→ Prompt:
Take the lines from the beginning of the material through the line containing "border-t-[#696969] border-l-[#696969] border-r-[#e3e3e3]" and retype them exactly, leaving the pictures out.

→ Given material:
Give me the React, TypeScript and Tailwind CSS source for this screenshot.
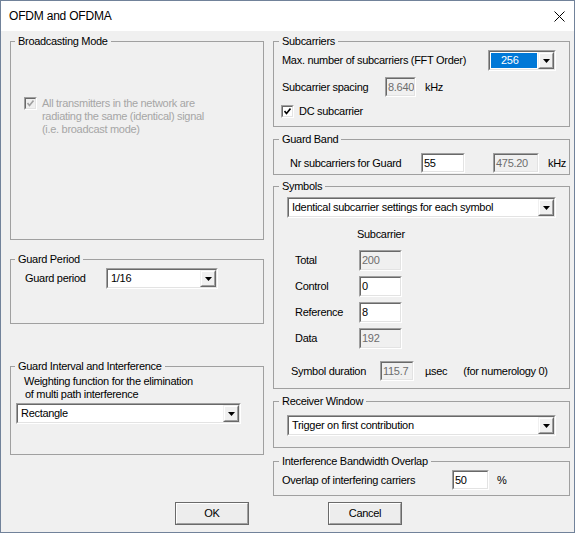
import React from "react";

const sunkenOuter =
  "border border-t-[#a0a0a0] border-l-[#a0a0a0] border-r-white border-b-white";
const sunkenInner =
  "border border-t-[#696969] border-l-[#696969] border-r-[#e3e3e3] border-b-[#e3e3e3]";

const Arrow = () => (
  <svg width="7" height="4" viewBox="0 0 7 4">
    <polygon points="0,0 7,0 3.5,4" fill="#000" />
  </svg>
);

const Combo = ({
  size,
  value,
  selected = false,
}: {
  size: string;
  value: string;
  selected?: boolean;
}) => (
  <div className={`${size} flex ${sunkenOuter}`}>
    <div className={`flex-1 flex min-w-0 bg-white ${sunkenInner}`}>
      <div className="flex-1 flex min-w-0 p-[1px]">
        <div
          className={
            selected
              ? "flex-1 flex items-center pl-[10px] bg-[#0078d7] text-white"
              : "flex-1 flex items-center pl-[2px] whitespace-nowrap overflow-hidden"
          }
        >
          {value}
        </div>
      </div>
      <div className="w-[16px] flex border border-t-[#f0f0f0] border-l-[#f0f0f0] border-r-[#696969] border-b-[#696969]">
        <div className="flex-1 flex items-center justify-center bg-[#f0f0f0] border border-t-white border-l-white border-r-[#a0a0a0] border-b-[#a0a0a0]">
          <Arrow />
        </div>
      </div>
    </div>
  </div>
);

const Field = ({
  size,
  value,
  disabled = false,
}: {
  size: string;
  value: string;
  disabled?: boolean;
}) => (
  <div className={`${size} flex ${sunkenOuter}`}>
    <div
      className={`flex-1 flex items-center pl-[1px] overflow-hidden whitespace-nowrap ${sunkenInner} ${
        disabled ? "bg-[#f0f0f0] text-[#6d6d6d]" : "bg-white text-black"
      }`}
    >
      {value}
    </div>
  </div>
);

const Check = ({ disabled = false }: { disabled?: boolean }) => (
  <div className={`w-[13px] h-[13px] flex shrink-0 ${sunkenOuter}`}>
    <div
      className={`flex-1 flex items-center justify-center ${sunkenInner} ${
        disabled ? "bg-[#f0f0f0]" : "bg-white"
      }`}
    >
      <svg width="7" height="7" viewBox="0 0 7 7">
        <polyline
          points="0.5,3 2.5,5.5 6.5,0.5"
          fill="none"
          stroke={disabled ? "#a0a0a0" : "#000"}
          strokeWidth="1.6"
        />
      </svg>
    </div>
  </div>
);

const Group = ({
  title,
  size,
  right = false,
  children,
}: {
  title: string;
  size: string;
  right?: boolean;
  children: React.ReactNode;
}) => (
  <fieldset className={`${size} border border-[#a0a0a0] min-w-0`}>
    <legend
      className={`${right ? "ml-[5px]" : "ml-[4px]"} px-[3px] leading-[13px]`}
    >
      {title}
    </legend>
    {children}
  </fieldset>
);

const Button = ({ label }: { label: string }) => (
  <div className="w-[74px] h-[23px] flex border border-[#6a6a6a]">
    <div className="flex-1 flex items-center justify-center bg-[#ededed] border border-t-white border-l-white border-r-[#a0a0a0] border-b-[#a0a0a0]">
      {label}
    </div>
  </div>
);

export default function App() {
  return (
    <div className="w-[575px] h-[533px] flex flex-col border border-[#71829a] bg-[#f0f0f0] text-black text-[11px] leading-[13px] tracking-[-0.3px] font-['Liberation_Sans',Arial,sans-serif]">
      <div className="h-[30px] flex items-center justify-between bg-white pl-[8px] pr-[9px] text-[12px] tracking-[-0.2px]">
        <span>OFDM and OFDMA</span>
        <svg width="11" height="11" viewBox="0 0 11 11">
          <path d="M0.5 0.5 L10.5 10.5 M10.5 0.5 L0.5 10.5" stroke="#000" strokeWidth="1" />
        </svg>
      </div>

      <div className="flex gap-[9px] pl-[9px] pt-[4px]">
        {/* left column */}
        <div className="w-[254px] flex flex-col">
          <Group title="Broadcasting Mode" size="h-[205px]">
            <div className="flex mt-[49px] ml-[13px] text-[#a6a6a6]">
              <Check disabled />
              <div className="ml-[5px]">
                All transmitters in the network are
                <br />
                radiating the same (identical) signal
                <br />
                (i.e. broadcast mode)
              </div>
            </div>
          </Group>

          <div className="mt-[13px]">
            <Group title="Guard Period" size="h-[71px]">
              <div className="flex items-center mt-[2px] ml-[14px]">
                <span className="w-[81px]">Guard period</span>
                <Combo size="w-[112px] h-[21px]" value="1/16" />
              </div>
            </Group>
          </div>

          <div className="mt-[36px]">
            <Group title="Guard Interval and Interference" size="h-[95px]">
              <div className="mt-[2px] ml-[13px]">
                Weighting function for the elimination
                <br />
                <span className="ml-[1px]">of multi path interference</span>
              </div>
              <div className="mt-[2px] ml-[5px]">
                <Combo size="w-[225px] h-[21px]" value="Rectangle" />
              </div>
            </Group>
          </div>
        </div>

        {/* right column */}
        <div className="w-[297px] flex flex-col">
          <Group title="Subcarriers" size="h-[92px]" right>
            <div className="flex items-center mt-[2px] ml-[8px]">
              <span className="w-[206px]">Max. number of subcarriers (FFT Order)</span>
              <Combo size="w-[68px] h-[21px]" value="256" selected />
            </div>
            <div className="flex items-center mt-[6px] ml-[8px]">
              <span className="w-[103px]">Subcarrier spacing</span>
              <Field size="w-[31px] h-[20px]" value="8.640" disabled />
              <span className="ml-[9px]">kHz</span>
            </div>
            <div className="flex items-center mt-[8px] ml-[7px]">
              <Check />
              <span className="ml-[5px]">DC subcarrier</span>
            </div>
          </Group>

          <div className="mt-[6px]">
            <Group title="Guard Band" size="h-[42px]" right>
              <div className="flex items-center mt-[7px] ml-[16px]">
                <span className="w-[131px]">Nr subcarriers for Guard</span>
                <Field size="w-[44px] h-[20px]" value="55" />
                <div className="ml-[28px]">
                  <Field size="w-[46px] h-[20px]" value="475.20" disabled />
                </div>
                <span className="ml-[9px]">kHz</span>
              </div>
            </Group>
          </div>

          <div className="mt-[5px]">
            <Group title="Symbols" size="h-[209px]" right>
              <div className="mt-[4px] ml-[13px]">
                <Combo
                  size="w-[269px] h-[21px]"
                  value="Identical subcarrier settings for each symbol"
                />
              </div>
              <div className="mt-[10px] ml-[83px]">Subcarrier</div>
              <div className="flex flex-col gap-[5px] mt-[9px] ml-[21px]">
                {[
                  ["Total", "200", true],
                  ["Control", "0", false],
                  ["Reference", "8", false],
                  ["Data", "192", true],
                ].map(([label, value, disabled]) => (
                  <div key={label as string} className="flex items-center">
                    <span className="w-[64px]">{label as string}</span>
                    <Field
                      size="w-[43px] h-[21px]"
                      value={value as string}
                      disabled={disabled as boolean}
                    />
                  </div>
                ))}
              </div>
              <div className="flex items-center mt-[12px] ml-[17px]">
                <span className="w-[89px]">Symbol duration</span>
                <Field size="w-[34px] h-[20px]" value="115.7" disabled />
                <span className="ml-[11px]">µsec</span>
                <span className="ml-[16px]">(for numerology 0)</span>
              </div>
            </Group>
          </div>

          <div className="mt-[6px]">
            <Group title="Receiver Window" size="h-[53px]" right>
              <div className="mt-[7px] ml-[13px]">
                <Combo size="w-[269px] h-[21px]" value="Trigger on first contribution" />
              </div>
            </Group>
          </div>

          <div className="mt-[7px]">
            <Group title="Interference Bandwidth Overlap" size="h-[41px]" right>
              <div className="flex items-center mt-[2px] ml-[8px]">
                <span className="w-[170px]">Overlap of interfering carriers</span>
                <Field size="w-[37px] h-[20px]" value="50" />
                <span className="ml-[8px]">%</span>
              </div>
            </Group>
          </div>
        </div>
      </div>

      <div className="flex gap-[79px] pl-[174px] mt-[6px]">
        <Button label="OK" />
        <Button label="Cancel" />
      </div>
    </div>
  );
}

→ Task response:
Give me the React, TypeScript and Tailwind CSS source for this screenshot.
import React from "react";

const sunkenOuter =
  "border border-t-[#a0a0a0] border-l-[#a0a0a0] border-r-white border-b-white";
const sunkenInner =
  "border border-t-[#696969] border-l-[#696969] border-r-[#e3e3e3] border-b-[#e3e3e3]";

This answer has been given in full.